Но все это ничто по сравнению с тем, как он помнит прочитанные, особенно полюбившиеся книги. Любимых им Достоевского и Булгакова он и сегодня может цитировать страницами. Память с готовностью и своевременно предоставляет в его распоряжение нужный текст, диалог, забавную сценку. Все это активизирует воображение тех, кто рядом, заставляя двигаться вперед, смотреть шире, находить в знакомом новые ракурсы, делать свои маленькие открытия. Мне, как человеку гуманитарному, как актрисе и режиссеру, это всегда очень помогает. Вроде бы с раннего детства читаю: сначала мама мне читала, потом сама пристрастилась, потом школа, два высших образования за плечами, а все равно папина эрудиция продолжает открывать мне нечто упущенное.

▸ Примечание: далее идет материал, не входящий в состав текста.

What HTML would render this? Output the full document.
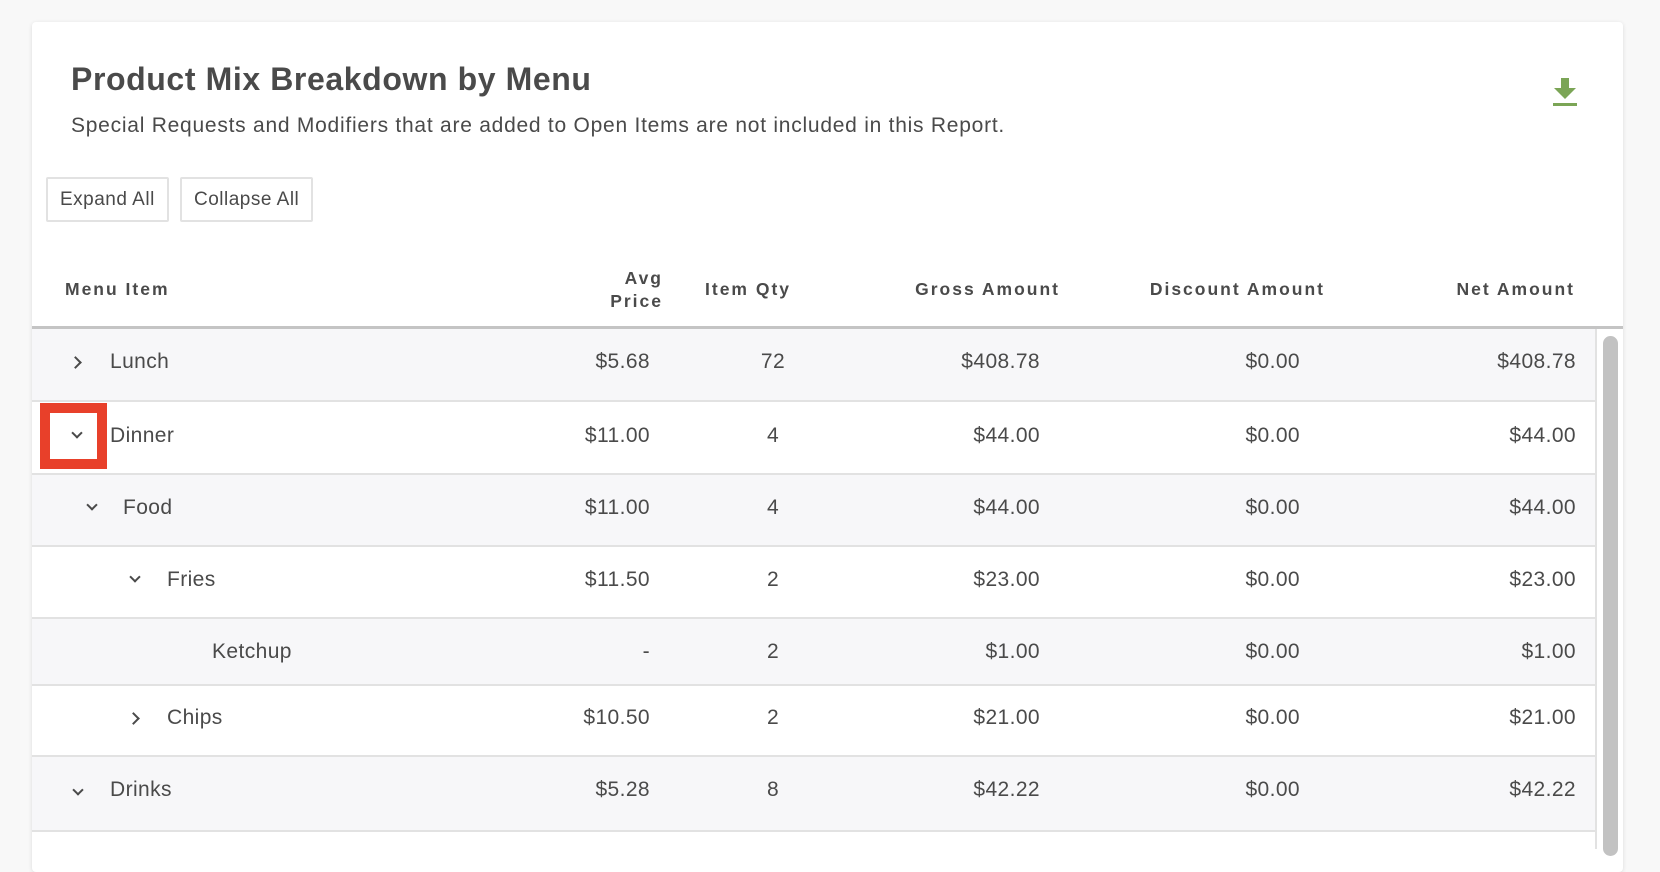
<!DOCTYPE html>
<html><head><meta charset="utf-8">
<style>
*{margin:0;padding:0;box-sizing:border-box}
body{width:1660px;height:838px;background:#f8f8f8;font-family:"Liberation Sans",sans-serif;color:#4a4a4a;position:relative;overflow:hidden}
.card{position:absolute;left:32px;top:22px;width:1591px;height:850px;background:#fff;border-radius:4px;box-shadow:0 1px 4px rgba(0,0,0,.12)}
.a{position:absolute;white-space:nowrap}
.title{left:71px;top:61px;font-size:32px;font-weight:bold;color:#4a4a4a;letter-spacing:0.6px}
.sub{left:71px;top:114px;font-size:21px;color:#4a4a4a;letter-spacing:0.75px}
.btn{top:177px;height:45px;border:2px solid #e2e2e2;border-radius:2px;font-size:19px;line-height:41px;padding:0 12px;background:#fff;letter-spacing:0.5px}
.hd{font-size:17.5px;font-weight:bold;letter-spacing:2px;color:#4a4a4a}
.row{position:absolute;left:32px;width:1563px;border-bottom:2px solid #e2e2e2}
.g{background:#f7f7f9}
.t{font-size:21px;position:absolute;white-space:nowrap;letter-spacing:0.4px}
.r{text-align:right}
.c{text-align:center}
.chev{position:absolute;width:9px;height:9px;border-right:2px solid #4a4a4a;border-bottom:2px solid #4a4a4a}
</style></head><body>
<div class="card"></div>
<div class="a title">Product Mix Breakdown by Menu</div>
<div class="a sub">Special Requests and Modifiers that are added to Open Items are not included in this Report.</div>
<svg class="a" style="left:1552px;top:77px" width="26" height="30" viewBox="0 0 26 30"><rect x="9" y="1" width="8" height="10" fill="#7ba556"/><polygon points="2,11 24,11 13,22" fill="#7ba556"/><rect x="1" y="26" width="24" height="3" fill="#7ba556"/></svg>
<div class="a btn" style="left:46px">Expand All</div>
<div class="a btn" style="left:180px">Collapse All</div>

<div class="a hd" style="left:65px;top:279px">Menu Item</div>
<div class="a hd r" style="left:560px;width:103px;top:267px;line-height:23px">Avg<br>Price</div>
<div class="a hd" style="left:705px;top:279px">Item Qty</div>
<div class="a hd r" style="left:860px;width:200px;top:279px">Gross Amount</div>
<div class="a hd r" style="left:1100px;width:225px;top:279px">Discount Amount</div>
<div class="a hd r" style="left:1380px;width:195px;top:279px">Net Amount</div>
<div class="a" style="left:32px;top:326px;width:1591px;height:3px;background:#c4c4c4"></div>
<div class="a" style="left:1595px;top:329px;width:2px;height:520px;background:#e2e2e2"></div>
<div class="a" style="left:1603px;top:336px;width:15px;height:520px;border-radius:8px;background:#c2c2c2"></div>

<div class="row g" style="top:329px;height:73px"></div>
<div class="row" style="top:402px;height:73px"></div>
<div class="row g" style="top:475px;height:72px"></div>
<div class="row" style="top:547px;height:72px"></div>
<div class="row g" style="top:619px;height:67px"></div>
<div class="row" style="top:686px;height:71px"></div>
<div class="row g" style="top:757px;height:75px"></div>

<div class="chev" style="left:71px;top:358px;transform:rotate(-45deg)"></div>
<div class="t" style="left:110px;top:350px">Lunch</div>
<div class="t r" style="left:550px;width:100px;top:350px">$5.68</div>
<div class="t c" style="left:723px;width:100px;top:350px">72</div>
<div class="t r" style="left:900px;width:140px;top:350px">$408.78</div>
<div class="t r" style="left:1160px;width:140px;top:350px">$0.00</div>
<div class="t r" style="left:1436px;width:140px;top:350px">$408.78</div>

<div class="a" style="left:40px;top:403px;width:67px;height:66px;border:10px solid #e8402a"></div>
<div class="chev" style="left:73px;top:429px;width:8px;height:8px;transform:rotate(45deg)"></div>
<div class="t" style="left:110px;top:424px">Dinner</div>
<div class="t r" style="left:550px;width:100px;top:424px">$11.00</div>
<div class="t c" style="left:723px;width:100px;top:424px">4</div>
<div class="t r" style="left:900px;width:140px;top:424px">$44.00</div>
<div class="t r" style="left:1160px;width:140px;top:424px">$0.00</div>
<div class="t r" style="left:1436px;width:140px;top:424px">$44.00</div>

<div class="chev" style="left:88px;top:501px;width:8px;height:8px;transform:rotate(45deg)"></div>
<div class="t" style="left:123px;top:496px">Food</div>
<div class="t r" style="left:550px;width:100px;top:496px">$11.00</div>
<div class="t c" style="left:723px;width:100px;top:496px">4</div>
<div class="t r" style="left:900px;width:140px;top:496px">$44.00</div>
<div class="t r" style="left:1160px;width:140px;top:496px">$0.00</div>
<div class="t r" style="left:1436px;width:140px;top:496px">$44.00</div>

<div class="chev" style="left:131px;top:573px;width:8px;height:8px;transform:rotate(45deg)"></div>
<div class="t" style="left:167px;top:568px">Fries</div>
<div class="t r" style="left:550px;width:100px;top:568px">$11.50</div>
<div class="t c" style="left:723px;width:100px;top:568px">2</div>
<div class="t r" style="left:900px;width:140px;top:568px">$23.00</div>
<div class="t r" style="left:1160px;width:140px;top:568px">$0.00</div>
<div class="t r" style="left:1436px;width:140px;top:568px">$23.00</div>

<div class="t" style="left:212px;top:640px">Ketchup</div>
<div class="t r" style="left:550px;width:100px;top:640px">-</div>
<div class="t c" style="left:723px;width:100px;top:640px">2</div>
<div class="t r" style="left:900px;width:140px;top:640px">$1.00</div>
<div class="t r" style="left:1160px;width:140px;top:640px">$0.00</div>
<div class="t r" style="left:1436px;width:140px;top:640px">$1.00</div>

<div class="chev" style="left:129px;top:714px;transform:rotate(-45deg)"></div>
<div class="t" style="left:167px;top:706px">Chips</div>
<div class="t r" style="left:550px;width:100px;top:706px">$10.50</div>
<div class="t c" style="left:723px;width:100px;top:706px">2</div>
<div class="t r" style="left:900px;width:140px;top:706px">$21.00</div>
<div class="t r" style="left:1160px;width:140px;top:706px">$0.00</div>
<div class="t r" style="left:1436px;width:140px;top:706px">$21.00</div>

<div class="chev" style="left:74px;top:786px;width:8px;height:8px;transform:rotate(45deg)"></div>
<div class="t" style="left:110px;top:778px">Drinks</div>
<div class="t r" style="left:550px;width:100px;top:778px">$5.28</div>
<div class="t c" style="left:723px;width:100px;top:778px">8</div>
<div class="t r" style="left:900px;width:140px;top:778px">$42.22</div>
<div class="t r" style="left:1160px;width:140px;top:778px">$0.00</div>
<div class="t r" style="left:1436px;width:140px;top:778px">$42.22</div>
</body></html>
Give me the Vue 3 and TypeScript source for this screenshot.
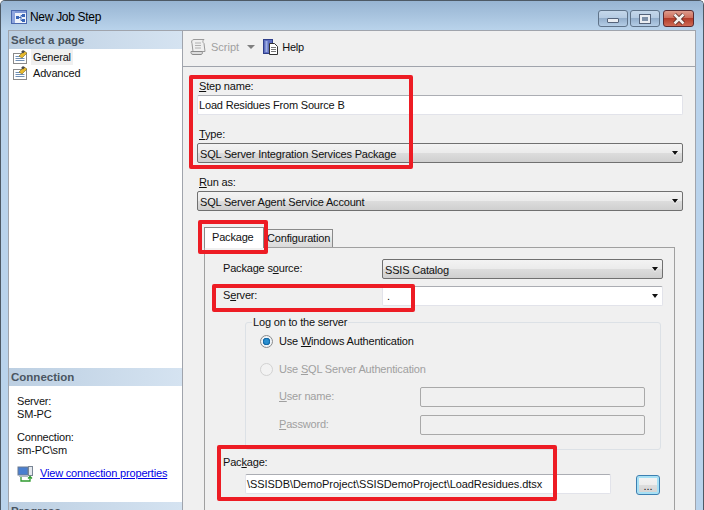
<script setup lang="ts">
const pages: string[] = ['General', 'Advanced']
</script>

<template>
  <div class="window">
    <header class="titlebar">
      <svg class="title-icon" width="18" height="18" viewBox="0 0 18 18">
        <rect x="1.500" y="2.500" width="15" height="13" fill="#eef2fa" stroke="#4a68ae" />
        <rect x="2" y="3" width="14" height="2" fill="#7f98d6" />
        <rect x="2" y="3" width="3" height="12" fill="#8ea5de" />
        <rect x="6" y="8" width="3" height="3" fill="#3a66b8" />
        <rect x="12" y="6" width="3" height="3" fill="#3a66b8" />
        <rect x="12" y="11" width="3" height="3" fill="#3a66b8" />
        <path d="M9 9.500h2M11 7.500v5M11 7.500h1M11 12.500h1" stroke="#3a66b8" fill="none" />
      </svg>
      <span class="title">New Job Step</span>
      <div class="controls">
        <span class="ctl"><i class="min-glyph"></i></span>
        <span class="ctl"><i class="max-glyph"></i></span>
        <span class="ctl close">
          <svg width="16" height="12" viewBox="0 0 16 12"><path d="M3.500 1.500l9 9M12.500 1.500l-9 9" stroke="#4a1f1a" stroke-width="4" /><path d="M3.500 1.500l9 9M12.500 1.500l-9 9" stroke="#f4f0ee" stroke-width="2.600" /></svg>
        </span>
      </div>
    </header>

    <div class="body">
      <aside class="side">
        <div class="side-head">Select a page</div>
        <ul class="pages">
          <li v-for="(p, i) in pages" :key="p" class="page">
            <svg width="17" height="16" viewBox="0 0 17 16">
              <rect x="1.500" y="4.500" width="13" height="10" fill="#fff" stroke="#8a8a8a" />
              <path d="M3.500 7.500h5M3.500 9.500h9M3.500 11.500h9" stroke="#6f8fb5" />
              <path d="M7 7l5-5 3 2-5 5z" fill="#e8b92c" stroke="#7a6a20" stroke-width=".6" />
              <path d="M9 3l2-2 2 1.500-2 2z" fill="#4a4a4a" />
            </svg>
            <span :class="['page-name', { sel: i === 0 }]">{{ p }}</span>
          </li>
        </ul>
        <div class="side-head">Connection</div>
        <div class="conn">
          <div>Server:</div>
          <div>SM-PC</div>
          <div class="conn-gap">Connection:</div>
          <div>sm-PC\sm</div>
          <div class="conn-link">
            <svg width="17" height="17" viewBox="0 0 17 17">
              <rect x="1" y="2" width="10" height="8" fill="#4a7fd0" stroke="#6a7a90" />
              <rect x="2" y="10" width="9" height="2" fill="#b0b8c4" />
              <rect x="11.500" y="1.500" width="4" height="9" fill="#e4e8ee" stroke="#7a8696" />
              <path d="M4 12v4h9v-4M11 13.500l2-2 2 2" stroke="#2f9a2f" stroke-width="1.300" fill="none" />
            </svg>
            <a class="link">View connection properties</a>
          </div>
        </div>
        <div class="side-head">Progress</div>
      </aside>

      <main class="main">
        <div class="toolbar">
          <svg class="tool-icon" width="17" height="18" viewBox="0 0 17 18">
            <path d="M4 1.500h10c-1.500 1-1.500 3 0 4l1 8H3l-1-8C1 3.500 2 1.500 4 1.500z" fill="#efefef" stroke="#9a9a9a" />
            <path d="M1 13.500h11c1 1.500 0 3-1 3H3c-1.500 0-2.500-1.500-2-3z" fill="#dcdcdc" stroke="#8a8a8a" />
            <path d="M5 5h6M5 7.500h6M5 10h6" stroke="#b0b0b0" />
          </svg>
          <span class="tool-off">Script</span>
          <i class="tool-arrow"></i>
          <svg class="help-icon" width="17" height="18" viewBox="0 0 17 18">
            <rect x="1.500" y="1.500" width="9" height="14" fill="#5f6fc0" stroke="#2f3f8a" />
            <rect x="3.500" y="3" width="2" height="11" fill="#9fb0e4" />
            <path d="M7.500 5.500h5l3 3v8h-8z" fill="#fff" stroke="#333" />
            <path d="M9 9.500h5M9 11.500h5M9 13.500h5" stroke="#777" />
          </svg>
          <span>Help</span>
        </div>

        <div class="form">
          <label class="lbl"><u>S</u>tep name:</label>
          <div class="input wide">Load Residues From Source B</div>

          <label class="lbl next"><u>T</u>ype:</label>
          <div class="select">SQL Server Integration Services Package<i class="arrow"></i></div>

          <label class="lbl next"><u>R</u>un as:</label>
          <div class="select">SQL Server Agent Service Account<i class="arrow"></i></div>

          <div class="tabs">
            <span class="tab active">Package</span>
            <span class="tab">Configuration</span>
          </div>
          <div class="pane">
            <div class="row">
              <span class="row-lbl">Package s<u>o</u>urce:</span>
              <div class="select short">SSIS Catalog<i class="arrow"></i></div>
            </div>
            <div class="row server">
              <span class="row-lbl">S<u>e</u>rver:</span>
              <div class="input short">.<i class="arrow"></i></div>
            </div>

            <div class="group">
              <span class="legend">Log on to the server</span>
              <div class="radio-row">
                <i class="radio on"></i><span>Use <u>W</u>indows Authentication</span>
              </div>
              <div class="radio-row off">
                <i class="radio"></i><span>Use <u>S</u>QL Server Authentication</span>
              </div>
              <div class="cred first">
                <span class="cred-lbl"><u>U</u>ser name:</span><span class="cred-in"></span>
              </div>
              <div class="cred">
                <span class="cred-lbl"><u>P</u>assword:</span><span class="cred-in"></span>
              </div>
            </div>

            <label class="lbl pkg">Pac<u>k</u>age:</label>
            <div class="pkg-row">
              <div class="input pkg-in">\SSISDB\DemoProject\SSISDemoProject\LoadResidues.dtsx</div>
              <button class="dots">...</button>
            </div>
          </div>
        </div>
      </main>
    </div>

    <div class="mark m1"></div>
    <div class="mark m2"></div>
    <div class="mark m3"></div>
    <div class="mark m4"></div>
  </div>
</template>

<style>
html, body { margin: 0; background: #fff; }
</style>

<style scoped>
.window {
  position: relative;
  box-sizing: border-box;
  width: 704px;
  height: 510px;
  overflow: hidden;
  border: 1px solid #4d5965;
  border-bottom: 0;
  border-radius: 5px 5px 0 0;
  background: #b9d3ec;
  font: 11px/16px "Liberation Sans", Arial, sans-serif;
  letter-spacing: -0.18px;
  color: #111;
}
.titlebar {
  display: flex;
  align-items: center;
  height: 29px;
  padding: 2px 8px 0 9px;
  box-sizing: border-box;
  background: linear-gradient(#97b4d2, #b9d3eb);
}
.title-icon { margin-right: 2px; }
.title { font-size: 12px; letter-spacing: -0.3px; color: #000; }
.controls { margin-left: auto; display: flex; gap: 2px; margin-right: 1px; align-self: flex-start; padding-top: 7px; }
.ctl {
  box-sizing: border-box;
  display: flex;
  align-items: center;
  justify-content: center;
  width: 30px;
  height: 17px;
  border: 1px solid #5f7389;
  border-radius: 3px;
  background: linear-gradient(#c4d7ea 0, #b5cbe2 45%, #93aecb 50%, #b4cde6 100%);
}
.close { width: 31px; margin-left: 1px; background: linear-gradient(#dd9b8c 0, #cf6f5d 45%, #b23c2a 50%, #cf6a55 100%); border-color: #5a2a30; }
.min-glyph { width: 10px; height: 3px; background: #e9edf2; border: 1px solid #54637a; border-radius: 1px; margin-top: 3px; }
.max-glyph { box-sizing: border-box; width: 10px; height: 8px; border: 2px solid #e9edf2; outline: 1px solid #54637a; background: #7d90a8; }

.body {
  display: flex;
  box-sizing: border-box;
  height: 480px;
  margin-left: 7px;
  width: 688px;
  border: 1px solid #a0a4ac;
  border-bottom: 0;
  background: #f0f0f0;
}
.side {
  box-sizing: border-box;
  flex: none;
  width: 174px;
  background: #fff;
  border-right: 1px solid #a0a4ac;
}
.side-head {
  height: 18px;
  line-height: 19px;
  padding-left: 2px;
  font-weight: bold;
  font-size: 11.500px;
  letter-spacing: 0;
  color: #4a5561;
  background: linear-gradient(90deg, #bccfe2, #d5e3f1);
}
.pages { list-style: none; margin: 0; padding: 0; height: 319px; }
.page { display: flex; align-items: center; height: 16px; padding-left: 3px; color: #111; }
.page svg { flex: none; margin-right: 2px; }
.page-name { padding: 0 2px 0 2px; height: 16px; }
.sel { background: #f0f0f0; }
.conn { height: 116px; box-sizing: border-box; padding: 9px 0 0 8px; line-height: 13px; }
.conn-gap { margin-top: 10px; }
.conn-link { display: flex; align-items: center; margin-top: 8px; height: 17px; }
.link { color: #0000e6; text-decoration: underline; margin-left: 6px; }

.main { flex: 1; min-width: 0; }
.toolbar {
  display: flex;
  align-items: center;
  box-sizing: border-box;
  height: 36px;
  border-bottom: 1px solid #a0a4ac;
  padding: 0 0 4px 7px;
}
.tool-off { color: #a0a0a0; margin-left: 4px; letter-spacing: 0; }
.tool-arrow { width: 0; height: 0; margin: 1px 0 0 8px; border: 4px solid transparent; border-top-color: #7f7f7f; border-bottom: 0; }
.help-icon { margin: 0 3px 0 7px; }

.form { padding: 11px 12px 0 14px; }
.lbl { display: block; height: 16px; margin-left: 2px; margin-bottom: 1px; }
.lbl.next { margin-top: 11px; margin-bottom: 1px; }
.input, .select {
  position: relative;
  box-sizing: border-box;
  height: 20px;
  line-height: 20px;
  padding-left: 2px;
  border-radius: 2px;
}
.input {
  line-height: 18px;
  padding-left: 1px;
  background: #fff;
  border: 1px solid #e2e3ea;
  border-top-color: #abadb3;
}
.select {
  border: 1px solid #707070;
  background: linear-gradient(#f3f3f3 0, #ebebeb 48%, #dddddd 50%, #cfcfcf 100%);
}
.arrow {
  position: absolute;
  right: 4px;
  top: 7px;
  width: 0;
  height: 0;
  border: 3.500px solid transparent;
  border-top: 4px solid #111;
  border-bottom: 0;
  filter: drop-shadow(0 1px 0 #fff);
}
.tabs { display: flex; align-items: flex-end; height: 20px; margin: 16px 0 0 7px; }
.tab {
  box-sizing: border-box;
  width: 69px;
  height: 18px;
  line-height: 17px;
  padding: 0 3px;
  background: linear-gradient(#f4f4f4, #dadada);
  border: 1px solid #8a8a8a;
  border-bottom: 0;
  border-left: 0;
}
.tab.active {
  position: relative;
  z-index: 1;
  height: 21px;
  width: 60px;
  margin-bottom: -1px;
  padding-left: 7px;
  line-height: 19px;
  background: #fff;
  border-left: 1px solid #8a8a8a;
}
.pane {
  box-sizing: border-box;
  height: 300px;
  margin-left: 7px;
  width: 471px;
  border: 1px solid #a0a0a0;
  padding: 11px 0 0 18px;
}
.row { display: flex; align-items: center; }
.row.server { margin-top: 7px; }
.row-lbl { width: 159px; flex: none; margin-bottom: 2px; }
.short { width: 281px; flex: none; }
.input.short { padding-left: 4px; }
.group {
  position: relative;
  box-sizing: border-box;
  width: 416px;
  height: 128px;
  margin: 16px 0 0 22px;
  padding: 10px 0 0 14px;
  border: 1px solid #dce1e6;
  border-radius: 3px;
}
.legend { position: absolute; left: 6px; top: -9px; padding: 0 1px; background: #f0f0f0; }
.radio-row { display: flex; align-items: center; height: 16px; margin-bottom: 12px; }
.radio-row span { margin-left: 6px; }
.radio-row.off { color: #a0a0a0; }
.radio {
  box-sizing: border-box;
  width: 13px;
  height: 13px;
  border-radius: 50%;
  border: 1px solid #d2d2d2;
  background: #f2f2f2;
  flex: none;
}
.radio.on { border-color: #8b8b8b; background: radial-gradient(circle, #2a8fd0 0 2px, #0b5f9c 3.500px, #eef2f6 4px); }
.cred { display: flex; align-items: center; height: 20px; padding-left: 19px; color: #a0a0a0; }
.cred.first { margin-top: -2px; margin-bottom: 8px; }
.cred-lbl { width: 141px; flex: none; margin-bottom: 2px; }
.cred-in { box-sizing: border-box; width: 225px; height: 20px; border: 1px solid #a9a9a9; border-radius: 2px; }
.lbl.pkg { margin: 4px 0 4px 0; }
.pkg-row { display: flex; margin-left: 22px; }
.pkg-in { width: 366px; flex: none; letter-spacing: -0.06px; }
.dots {
  box-sizing: border-box;
  width: 24px;
  height: 20px;
  margin: 1px 0 0 25px;
  padding: 2px 0 0;
  border: 1px solid #3c7fb1;
  border-radius: 3px;
  box-shadow: inset 0 0 0 2px #a6e0f5;
  background: linear-gradient(#f4f4f4 0, #ededed 48%, #ddd 50%, #d2d2d2 100%);
  font: 11px/16px "Liberation Sans", Arial, sans-serif;
  color: #111;
}
.mark {
  position: absolute;
  box-sizing: border-box;
  border: 4px solid #ed1c24;
  border-radius: 2px;
}
.m1 { left: 188px; top: 74px; width: 224px; height: 94px; }
.m2 { left: 197px; top: 219px; width: 70px; height: 34px; }
.m3 { left: 211px; top: 283px; width: 203px; height: 28px; }
.m4 { left: 216px; top: 444px; width: 340px; height: 56px; }
</style>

А. Алов и В. Наумов. «Легенда о Тиле»
Когда началась война, папе было тринадцать лет. На фронт, естественно, он не мог попасть. Но впечатления, глубоко его ранившие, память хранит до сих пор. Он помнит, как в июле 1941 года с приятелем сбежал из подмосковного лагеря домой. Многих детей уже забрали, а их нет. Они пробирались по лесам, уже начались первые налеты фашистских самолетов на Москву. Но мальчишки шли домой, зная, что там сходят с ума родители. Вроде бы приключение, но и недетский страх за себя, за друга, за родителей, за страну — все это сохранилось в памяти на всю жизнь.
В октябре 1941 года папа был в Москве, он видел бомбежки, разрушения, он с ребятами лазал по крышам, помогая пожарным командам. А потом была долгая дорога в эвакуацию, которая привела его в раскаленную, многонациональную Алма-Ату. О дорожных приключениях папа рассказывает уже совсем в другом ключе — по-феллиниевски сочно. Федерико Феллини для отца абсолютный гений и единственный непререкаемый авторитет в их общей профессии. Папа был знаком с ним, несколько раз встречался, переписывался. Они говорили на одном языке.